I saw The Music man on Broadway a few years ago and Craig
Bierko played Harold Hill - I thought he was great at it.

I liked the “doesn’t know the Territory” opening number with Patrick McKenna. But after that, all I could think was cheap highschool production…

Seemed kind of lackluster, as if they were afraid to cut loose. Even the dialogue seemed subdued; a musical needs everything a little exaggerated. My girlfriend gave it half an hour, then got out her DVD of the Robert Preston movie.

If I had been casting a tv production, I would have considered Treat Williams. Seriously.

Can he sing?

As an Iowan, The Music Man occupies a place in my heart second only to the New Testament, or maybe the Clancy Brothers and Tommy Makem at Carnegie Hall. My first date with Mrs. Gelding was to a lecture at the University by Meredith Wilson.

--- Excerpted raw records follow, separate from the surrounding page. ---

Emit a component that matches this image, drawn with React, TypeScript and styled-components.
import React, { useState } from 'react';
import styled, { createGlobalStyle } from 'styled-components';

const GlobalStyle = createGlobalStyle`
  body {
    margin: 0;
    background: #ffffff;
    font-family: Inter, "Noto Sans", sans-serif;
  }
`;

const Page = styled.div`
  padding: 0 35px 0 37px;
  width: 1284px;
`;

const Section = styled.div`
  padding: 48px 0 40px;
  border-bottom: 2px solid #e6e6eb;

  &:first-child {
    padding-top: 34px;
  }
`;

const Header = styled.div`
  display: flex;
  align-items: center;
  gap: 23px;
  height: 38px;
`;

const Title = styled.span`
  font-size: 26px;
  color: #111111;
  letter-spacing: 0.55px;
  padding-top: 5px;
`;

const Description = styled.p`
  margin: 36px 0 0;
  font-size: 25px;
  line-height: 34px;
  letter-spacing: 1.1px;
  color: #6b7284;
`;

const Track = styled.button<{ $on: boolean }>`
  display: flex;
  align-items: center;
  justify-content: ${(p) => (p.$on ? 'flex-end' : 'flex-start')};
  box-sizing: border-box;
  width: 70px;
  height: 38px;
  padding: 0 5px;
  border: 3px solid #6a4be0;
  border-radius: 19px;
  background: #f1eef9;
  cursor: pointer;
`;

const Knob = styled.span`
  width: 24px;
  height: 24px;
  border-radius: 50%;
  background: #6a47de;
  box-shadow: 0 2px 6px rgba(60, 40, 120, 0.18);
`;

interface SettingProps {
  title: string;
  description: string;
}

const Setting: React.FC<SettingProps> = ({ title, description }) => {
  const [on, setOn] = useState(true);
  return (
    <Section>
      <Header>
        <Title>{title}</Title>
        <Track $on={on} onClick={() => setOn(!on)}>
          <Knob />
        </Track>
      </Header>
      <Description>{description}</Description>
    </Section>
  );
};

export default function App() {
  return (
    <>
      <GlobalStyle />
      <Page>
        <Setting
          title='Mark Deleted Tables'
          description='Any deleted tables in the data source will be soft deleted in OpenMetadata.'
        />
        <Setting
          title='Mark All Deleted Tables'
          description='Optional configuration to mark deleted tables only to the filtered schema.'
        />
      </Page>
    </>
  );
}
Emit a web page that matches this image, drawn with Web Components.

I knew we were in trouble in the opening number, the Rock Island piece, when Walt Disney Inc. thought it necessary to intersperse the singing with shots of the locomotive drivers so that you would understand that the cadence of the train wheels matched the "Cash for the merchandise, cash for the button hooks * Cash for the cotton goods, cash for the hard goods * Cash for the fancy goods * Cash for the noggins and the piggins and the frikins * Cash for the hogshead, cask and demijohn. Cash for the crackers and the pickles and the flypaper. * Look whaddaya talk, whaddaya talk, whaddaya talk, whaddaya talk, whaddaya talk? * Wheredayagitit? * Whaddaya talk? " lyrics—which can be found here incidently. What Disney did was dumb down the whole production. I hated it. Give me back old Robert Preston.

Treat sang in the movie ** Hair **.

I didn’t make it very far, and I have no prejudice against movie re-makes or anything. Music Man is one of my faves but this was so…BLAH!

Did anyone else think it was too “brown?” I mean this is the era of HDTV and Digital Cable and they make a 3 hour movie that looks like everyone is covered in mud?

RilchYou MUST see the movie Hair!

For nostalgia, get the movie GodSpell.
It has an incredibly young and all but unrecognizable Victor Garber (who played the mayor in this version of The Music Man) playing Jesus.

Talk about a movie that Does Not Age Well.